ROYAL AIR FORZA
The Sunday Mirror|June 04, 2023
RAF chiefs are sending wannabe Top Guns to Italy for key training due to a shortage of British instructors as the forces' recruitment and retention crisis deepens.
SEAN RAYMENT
ROYAL AIR FORZA

The shock move means rookie pilots will get their advanced tuition 1,200 miles away from headquarters at Decimomannu airbase in Sardinia.

The deal to use "international instructors" was agreed a fortnight ago in a desperate bid to tackle a backlog of student pilots, who are facing waits of up to a year for training slots.

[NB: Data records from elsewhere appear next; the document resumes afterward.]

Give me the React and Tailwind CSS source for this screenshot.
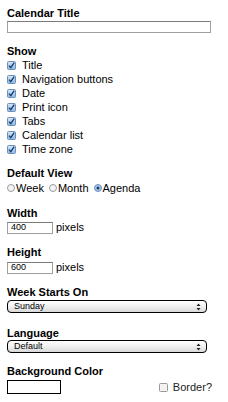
import React from 'react';

const CheckBox = ({ checked }) =>
  checked ? (
    <svg width="9" height="9" viewBox="0 0 9 9" className="shrink-0">
      <defs>
        <linearGradient id="cbg" x1="0" y1="0" x2="0" y2="1">
          <stop offset="0" stopColor="#d6e6f7" />
          <stop offset="1" stopColor="#8fb7e3" />
        </linearGradient>
      </defs>
      <rect x="0.5" y="0.5" width="8" height="8" rx="1" fill="url(#cbg)" stroke="#6d8fb8" />
      <path d="M2 4.6 L3.8 6.6 L7.2 1.6" fill="none" stroke="#1b3e6e" strokeWidth="1.4" />
    </svg>
  ) : (
    <svg width="9" height="9" viewBox="0 0 9 9" className="shrink-0">
      <rect x="0.5" y="0.5" width="8" height="8" rx="1" fill="#f2f2f2" stroke="#9a9a9a" />
    </svg>
  );

const Radio = ({ checked }) => (
  <svg width="8" height="8" viewBox="0 0 8 8" className="shrink-0">
    <circle cx="4" cy="4" r="3.5" fill={checked ? '#a9c8ea' : '#f4f4f4'} stroke={checked ? '#6d8fb8' : '#9a9a9a'} />
    {checked && <circle cx="4" cy="4" r="1.5" fill="#1b3e6e" />}
  </svg>
);

const Label = ({ children, className = '' }) => (
  <div className={`font-bold text-[11px] leading-[13px] text-black ${className}`}>{children}</div>
);

const Select = ({ value, className = '' }) => (
  <div
    className={`flex items-center justify-between w-[200px] h-[13px] border border-black rounded-[4px] bg-gradient-to-b from-white via-[#f0f0f0] to-[#d8d8d8] pl-[6px] pr-[5px] ${className}`}
  >
    <span className="text-[9px] leading-none text-black">{value}</span>
    <svg width="5" height="8" viewBox="0 0 5 8">
      <path d="M0.5 3 L2.5 0.5 L4.5 3 Z" fill="#222" />
      <path d="M0.5 5 L2.5 7.5 L4.5 5 Z" fill="#222" />
    </svg>
  </div>
);

const App = () => {
  const shows = ['Title', 'Navigation buttons', 'Date', 'Print icon', 'Tabs', 'Calendar list', 'Time zone'];

  return (
    <div className="w-[228px] h-[402px] bg-white px-[7px] pt-[7px] text-[11px] leading-[13px] text-black" style={{ fontFamily: '"Liberation Sans", Arial, sans-serif' }}>
      {/* Calendar Title */}
      <Label>Calendar Title</Label>
      <div className="mt-[1px] w-[204px] h-[12px] border border-[#a0a0a0] border-t-[#7a7a7a] bg-white" />

      {/* Show */}
      <Label className="mt-[12px]">Show</Label>
      <div className="flex flex-col">
        {shows.map((s) => (
          <div key={s} className="flex items-center h-[14px]">
            <CheckBox checked />
            <span className="ml-[6px]">{s}</span>
          </div>
        ))}
      </div>

      {/* Default View */}
      <Label className="mt-[11px]">Default View</Label>
      <div className="flex items-center h-[14px] mt-[1px]">
        <Radio />
        <span className="ml-[1px]">Week</span>
        <span className="ml-[5px]"><Radio /></span>
        <span className="ml-[1px]">Month</span>
        <span className="ml-[5px]"><Radio checked /></span>
        <span className="ml-[1px]">Agenda</span>
      </div>

      {/* Width */}
      <Label className="mt-[12px]">Width</Label>
      <div className="flex items-center mt-[1px]">
        <div className="w-[46px] h-[12px] border border-[#a0a0a0] border-t-[#7a7a7a] bg-white pl-[3px] flex items-center text-[9px] leading-none">400</div>
        <span className="ml-[3px]">pixels</span>
      </div>

      {/* Height */}
      <Label className="mt-[12px]">Height</Label>
      <div className="flex items-center mt-[2px]">
        <div className="w-[46px] h-[12px] border border-[#a0a0a0] border-t-[#7a7a7a] bg-white pl-[3px] flex items-center text-[9px] leading-none">600</div>
        <span className="ml-[3px]">pixels</span>
      </div>

      {/* Week Starts On */}
      <Label className="mt-[12px]">Week Starts On</Label>
      <Select value="Sunday" className="mt-[1px]" />

      {/* Language */}
      <Label className="mt-[14px]">Language</Label>
      <Select value="Default" />

      {/* Background Color */}
      <Label className="mt-[12px]">Background Color</Label>
      <div className="flex items-center justify-between mt-[2px] w-[205px]">
        <div className="w-[54px] h-[14px] border border-black bg-white" />
        <div className="flex items-center">
          <CheckBox />
          <span className="ml-[5px] text-[#222]">Border?</span>
        </div>
      </div>
    </div>
  );
};

export default App;
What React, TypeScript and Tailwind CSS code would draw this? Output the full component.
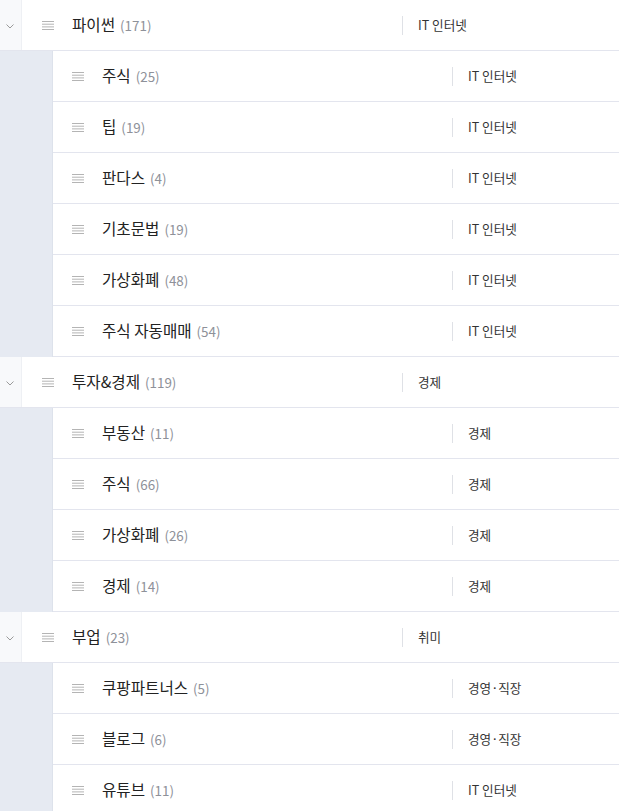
import React from 'react';

type Child = { name: string; count: number; category: string };
type Group = { name: string; count: number; category: string; children: Child[] };

const groups: Group[] = [
    {
        name: '파이썬', count: 171, category: 'IT 인터넷',
        children: [
            { name: '주식', count: 25, category: 'IT 인터넷' },
            { name: '팁', count: 19, category: 'IT 인터넷' },
            { name: '판다스', count: 4, category: 'IT 인터넷' },
            { name: '기초문법', count: 19, category: 'IT 인터넷' },
            { name: '가상화폐', count: 48, category: 'IT 인터넷' },
            { name: '주식 자동매매', count: 54, category: 'IT 인터넷' },
        ],
    },
    {
        name: '투자&경제', count: 119, category: '경제',
        children: [
            { name: '부동산', count: 11, category: '경제' },
            { name: '주식', count: 66, category: '경제' },
            { name: '가상화폐', count: 26, category: '경제' },
            { name: '경제', count: 14, category: '경제' },
        ],
    },
    {
        name: '부업', count: 23, category: '취미',
        children: [
            { name: '쿠팡파트너스', count: 5, category: '경영·직장' },
            { name: '블로그', count: 6, category: '경영·직장' },
            { name: '유튜브', count: 11, category: 'IT 인터넷' },
        ],
    },
];

const DragHandle = () => (
    <svg width="12" height="10" viewBox="0 0 12 10" className="shrink-0">
        <g stroke="#b4b4b4" strokeWidth="1">
            <line x1="0" y1="1.5" x2="12" y2="1.5" />
            <line x1="0" y1="4.2" x2="12" y2="4.2" />
            <line x1="0" y1="6.9" x2="12" y2="6.9" />
            <line x1="0" y1="9.5" x2="12" y2="9.5" />
        </g>
    </svg>
);

const Chevron = () => (
    <svg width="8" height="5" viewBox="0 0 8 5">
        <path d="M0.5 0.5 L4 4 L7.5 0.5" fill="none" stroke="#9a9a9a" strokeWidth="1" />
    </svg>
);

const Title = ({ name, count }: { name: string; count: number }) => (
    <div className="flex items-baseline gap-[5px] whitespace-nowrap">
        <span className="text-[15.6px] text-[#222]">{name}</span>
        <span className="text-[13.4px] text-[#8e9199]">({count})</span>
    </div>
);

const Category = ({ label }: { label: string }) => (
    <div className="flex items-center">
        <div className="w-px h-[19px] bg-[#dfe1e6]" />
        <span className="ml-[15px] text-[12.6px] text-[#333] whitespace-nowrap">{label}</span>
    </div>
);

export default function App() {
    return (
        <div
            className="w-[619px] h-[811px] overflow-hidden bg-white"
            style={{ fontFamily: '"Noto Sans CJK KR", "Noto Sans", sans-serif' }}
        >
            {groups.map((g) => (
                <div key={g.name}>
                    {/* parent row */}
                    <div className="flex h-[51px] border-b border-[#e3e5ee]">
                        <div className="w-[22px] shrink-0 bg-[#f8f9fb] border-r border-[#eef0f4] flex items-center justify-center pr-px pt-[2px]">
                            <Chevron />
                        </div>
                        <div className="flex items-center">
                            <div className="w-[380px] flex items-center pl-5">
                                <DragHandle />
                                <div className="ml-[18px]">
                                    <Title name={g.name} count={g.count} />
                                </div>
                            </div>
                            <Category label={g.category} />
                        </div>
                    </div>

                    {/* child rows */}
                    {g.children.map((c, i) => (
                        <div key={c.name + i} className="flex h-[51px]">
                            <div className="w-[53px] shrink-0 bg-[#e6eaf2] border-r border-[#dde2eb]" />
                            <div className="flex-1 flex items-center border-b border-[#e3e5ee]">
                                <div className="w-[399px] flex items-center pl-[19px]">
                                    <DragHandle />
                                    <div className="ml-[18px]">
                                        <Title name={c.name} count={c.count} />
                                    </div>
                                </div>
                                <Category label={c.category} />
                            </div>
                        </div>
                    ))}
                </div>
            ))}
        </div>
    );
}
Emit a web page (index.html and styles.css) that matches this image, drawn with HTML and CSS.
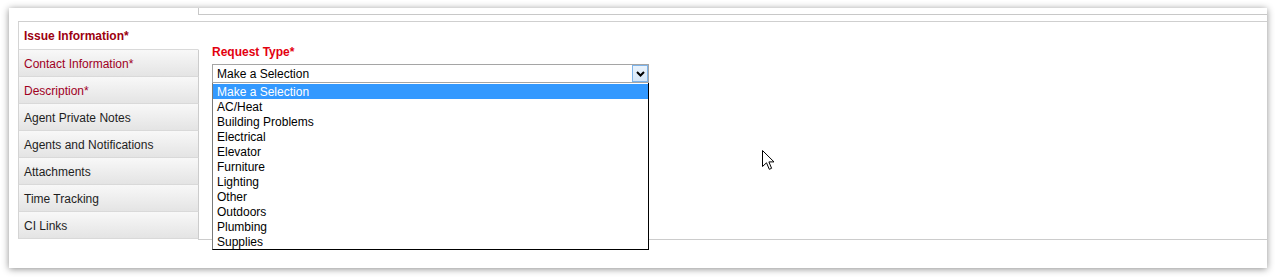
FILE: index.html
```html
<!DOCTYPE html>
<html>
<head>
<meta charset="utf-8">
<link rel="stylesheet" href="styles.css">
</head>
<body>
<div class="page">
  <div class="card">
    <div class="topstrip"></div>
    <div class="tabs">
      <div class="tablist">
        <div class="tab active">Issue Information*</div>
        <div class="tab req">Contact Information*</div>
        <div class="tab req">Description*</div>
        <div class="tab">Agent Private Notes</div>
        <div class="tab">Agents and Notifications</div>
        <div class="tab">Attachments</div>
        <div class="tab">Time Tracking</div>
        <div class="tab">CI Links</div>
      </div>
      <div class="panel">
        <div class="label">Request Type*</div>
        <div class="selectwrap">
          <div class="select">
            <span class="selval">Make a Selection</span>
            <span class="arrow"><svg width="9" height="6" viewBox="0 0 9 6"><path d="M1 1 L4.5 4.5 L8 1" fill="none" stroke="#000" stroke-width="2"/></svg></span>
          </div>
          <div class="dropdown">
            <div class="opt sel">Make a Selection</div>
            <div class="opt">AC/Heat</div>
            <div class="opt">Building Problems</div>
            <div class="opt">Electrical</div>
            <div class="opt">Elevator</div>
            <div class="opt">Furniture</div>
            <div class="opt">Lighting</div>
            <div class="opt">Other</div>
            <div class="opt">Outdoors</div>
            <div class="opt">Plumbing</div>
            <div class="opt">Supplies</div>
          </div>
        </div>
      </div>
    </div>
  </div>
  <svg class="cursor" width="14" height="21" viewBox="0 0 14 21"><path d="M0.5 0.5 L0.5 16.5 L4.5 12.8 L7.3 19.3 L9.6 18.3 L6.9 11.9 L12 11.9 Z" fill="#fff" stroke="#000" stroke-width="1" stroke-linejoin="miter"/></svg>
</div>
</body>
</html>
```
FILE: styles.css
```css
html, body {
  margin: 0;
  padding: 0;
  background: #fff;
}
.page {
  position: relative;
  width: 1275px;
  height: 278px;
  padding: 8px 0 0 9px;
  box-sizing: border-box;
  font-family: "Liberation Sans", Arial, sans-serif;
  font-size: 12px;
}
.card {
  width: 1258px;
  height: 260px;
  background: #fff;
  box-shadow: 0 1px 7px rgba(0,0,0,0.45);
  padding-left: 9px;
  box-sizing: border-box;
}
.topstrip {
  margin-left: 180px;
  height: 6px;
  border-left: 1px solid #c8c8c8;
  border-bottom: 1px solid #c8c8c8;
}
.tabs {
  margin-top: 6px;
  border-top: 1px solid #cfcfcf;
  display: flex;
}
.tablist {
  width: 181px;
  margin-right: -1px;
  position: relative;
  z-index: 1;
  display: flex;
  flex-direction: column;
}
.tab {
  height: 25px;
  line-height: 26px;
  padding-top: 1px;
  border-left: 1px solid #d4d4d4;
  border-right: 1px solid #cccccc;
  border-bottom: 1px solid #d9d9d9;
  background: linear-gradient(#f8f8f8, #e4e4e4);
  padding-left: 5px;
  color: #1e1e1e;
  white-space: nowrap;
}
.tab.req {
  color: #a0001e;
}
.tab.active {
  height: 26px;
  line-height: 27px;
  background: #fff;
  border-right-color: #fff;
  font-weight: bold;
  color: #9c0010;
}
.panel {
  flex: 1;
  height: 218px;
  border-left: 1px solid #cccccc;
  border-bottom: 1px solid #cccccc;
  padding: 23px 0 0 13px;
  box-sizing: border-box;
}
.label {
  font-weight: bold;
  color: #e3000f;
  line-height: 14px;
}
.selectwrap {
  position: relative;
  margin-top: 5px;
  width: 437px;
}
.select {
  height: 19px;
  border: 1px solid #a5a5a5;
  box-sizing: border-box;
  display: flex;
  align-items: center;
  justify-content: space-between;
  background: #fff;
}
.selval {
  padding-left: 4px;
  padding-top: 1px;
  color: #000;
}
.arrow {
  width: 16px;
  height: 17px;
  box-sizing: border-box;
  border: 1px solid #7eb4ea;
  background: linear-gradient(#eaf3fc, #d6e7f8);
  display: flex;
  align-items: center;
  justify-content: center;
}
.dropdown {
  position: absolute;
  left: 0;
  top: 19px;
  width: 437px;
  box-sizing: border-box;
  border-left: 1px solid #7a7a7a;
  border-right: 1px solid #000;
  border-bottom: 1px solid #000;
  background: #fff;
  padding-top: 1px;
}
.opt {
  height: 14px;
  line-height: 15px;
  padding-top: 1px;
  padding-left: 4px;
  color: #000;
}
.opt.sel {
  background: #3399ff;
  color: #fff;
}
.cursor {
  position: absolute;
  left: 762px;
  top: 150px;
}
```
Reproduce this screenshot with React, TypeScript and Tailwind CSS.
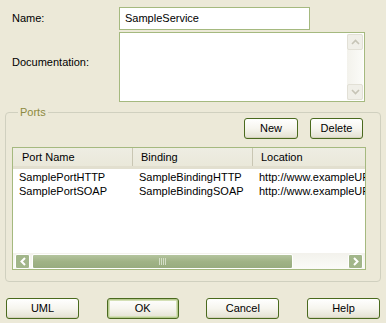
import React from 'react';

// Botão estilo XP (tema oliva)
function XpButton({ label, width, isDefault }: { label: string; width: string; isDefault?: boolean }) {
  return (
    <button
      className={`${width} h-[21px] rounded-[3px] border border-[#4A6A1E] bg-gradient-to-b from-[#FFFFFF] via-[#F6F5EE] to-[#E3E1D1] text-[11px] text-black leading-none ${
        isDefault ? 'shadow-[inset_0_0_0_1px_#B6C98E,inset_0_0_0_2px_#D4E0B6]' : 'shadow-[inset_0_-1px_0_#D6D2BE]'
      }`}
    >
      {label}
    </button>
  );
}

function ChevronUp({ color }: { color: string }) {
  return (
    <svg width="9" height="6" viewBox="0 0 9 6">
      <path d="M1 5 L4.5 1.5 L8 5" fill="none" stroke={color} strokeWidth="1.6" />
    </svg>
  );
}

function ChevronDown({ color }: { color: string }) {
  return (
    <svg width="9" height="6" viewBox="0 0 9 6">
      <path d="M1 1 L4.5 4.5 L8 1" fill="none" stroke={color} strokeWidth="1.6" />
    </svg>
  );
}

function ChevronLeft() {
  return (
    <svg width="6" height="9" viewBox="0 0 6 9">
      <path d="M5 1 L1.5 4.5 L5 8" fill="none" stroke="#FFFFFF" strokeWidth="2" />
    </svg>
  );
}

function ChevronRight() {
  return (
    <svg width="6" height="9" viewBox="0 0 6 9">
      <path d="M1 1 L4.5 4.5 L1 8" fill="none" stroke="#FFFFFF" strokeWidth="2" />
    </svg>
  );
}

const ports = [
  { name: 'SamplePortHTTP', binding: 'SampleBindingHTTP', location: 'http://www.exampleURL.com/http' },
  { name: 'SamplePortSOAP', binding: 'SampleBindingSOAP', location: 'http://www.exampleURL.com/soap' },
];

export default function App() {
  return (
    <div className="w-[386px] h-[323px] bg-[#ECE9D8] font-['Tahoma','Liberation_Sans',sans-serif] text-[11px] text-black pt-[7px] overflow-hidden">
      {/* Nome */}
      <div className="flex items-center h-[23px]">
        <span className="w-[119px] pl-[12px]">Name:</span>
        <div className="w-[191px] h-[23px] border border-[#A5B97F] bg-white flex items-center px-[5px]">SampleService</div>
      </div>

      {/* Documentação */}
      <div className="flex h-[70px] mt-[2px]">
        <span className="w-[119px] pl-[12px] mt-[22px]">Documentation:</span>
        <div className="w-[246px] h-[70px] border border-[#A5B97F] bg-white flex justify-end p-[1px]">
          <div className="w-[16px] h-full bg-gradient-to-r from-[#F3F2EC] to-[#FBFBF8] flex flex-col justify-between">
            <div className="h-[16px] rounded-[2px] border border-[#E2E0D6] bg-[#F0EFE8] flex items-center justify-center">
              <ChevronUp color="#C6C4B6" />
            </div>
            <div className="h-[16px] rounded-[2px] border border-[#E2E0D6] bg-[#F0EFE8] flex items-center justify-center">
              <ChevronDown color="#C6C4B6" />
            </div>
          </div>
        </div>
      </div>

      {/* Portas */}
      <fieldset className="mx-[5px] mt-[4px] h-[176px] border border-[#D0D0BF] rounded-[4px] px-[6px] pb-[10px]">
        <legend className="ml-[6px] px-[2px] text-[#8C8A40] leading-[13px]">Ports</legend>

        <div className="flex justify-end gap-[12px] pr-[11px] -mt-[1px]">
          <XpButton label="New" width="w-[54px]" />
          <XpButton label="Delete" width="w-[53px]" />
        </div>

        <div className="mt-[8px] w-[354px] h-[123px] border border-[#A5B97F] bg-white flex flex-col overflow-hidden">
          {/* Cabeçalho */}
          <div className="flex h-[21px] shrink-0 bg-gradient-to-b from-[#EEEDE3] to-[#EAE8DA] border-b-[3px] border-[#E2DFCF]">
            <div className="w-[120px] pl-[9px] flex items-center border-r border-[#C9C6B3]">Port Name</div>
            <div className="w-[120px] pl-[8px] flex items-center border-r border-[#C9C6B3]">Binding</div>
            <div className="flex-1 pl-[8px] flex items-center">Location</div>
          </div>

          {/* Linhas */}
          <div className="flex-1 pt-[1px]">
            {ports.map(p => (
              <div key={p.name} className="flex h-[14px] items-center whitespace-nowrap">
                <div className="w-[120px] pl-[6px]">{p.name}</div>
                <div className="w-[120px] pl-[6px]">{p.binding}</div>
                <div className="flex-1 pl-[6px] overflow-hidden">{p.location}</div>
              </div>
            ))}
          </div>

          {/* Barra de rolagem horizontal */}
          <div className="h-[16px] shrink-0 flex items-center gap-[2px] px-[2px] bg-gradient-to-b from-[#F3F2EC] to-[#FBFBF8]">
            <div className="w-[15px] h-[15px] rounded-[2px] bg-[#A2B68A] border border-[#FFFFFF] flex items-center justify-center">
              <ChevronLeft />
            </div>
            <div className="w-[261px] h-[15px] rounded-[2px] border border-white bg-gradient-to-b from-[#B4C49E] via-[#A0B386] to-[#98AC7F] flex items-center justify-center gap-[1px]">
              {[0, 1, 2, 3].map(i => (
                <span key={i} className="w-[1px] h-[7px] bg-[#D4DEC7]" />
              ))}
            </div>
            <div className="flex-1" />
            <div className="w-[15px] h-[15px] rounded-[2px] bg-[#A2B68A] border border-[#FFFFFF] flex items-center justify-center">
              <ChevronRight />
            </div>
          </div>
        </div>
      </fieldset>

      {/* Botões inferiores */}
      <div className="flex justify-between px-[6px] mt-[16px]">
        <XpButton label="UML" width="w-[73px]" />
        <XpButton label="OK" width="w-[72px]" isDefault />
        <XpButton label="Cancel" width="w-[73px]" />
        <XpButton label="Help" width="w-[73px]" />
      </div>
    </div>
  );
}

Hundreds more trainees have been put on hold while waiting to progress and it is believed one reason for the crisis is instructors leaving for higher-paid roles in commercial aviation.

RAF instructors can earn up to £75,000 but civilian airline captains can trouser double that.

The disclosure on the Italy link-up came after Britain agreed to help train Ukrainians to fly US F-16 combat jets - which RAF chiefs say could further impact already stretched resources.

CRISIS

Former RAF flying instructor Tim Davies branded our training programme a "scandal" and warned it could threaten national security.

He told us: "Very soon, unless the RAF sorts its flying training system out, it is not going to have a front line with which to win wars.

"The most important thing is to prioritise the training of instructors. Unless you have enough, you can't train students.

"It's taking seven-and-ahalf years to get students through fast jet training whereas in the US it takes about two-and-a-half. It is a scandal. This crisis also raises the question as to how the RAF is going to train Ukrainian pilots when it can't train enough of its own."

Air Chief Marshal Sir Mike Wigston, the head of the RAF, was pictured signing the training agreement last month with Italian counterpart Lt General Luca Goretti.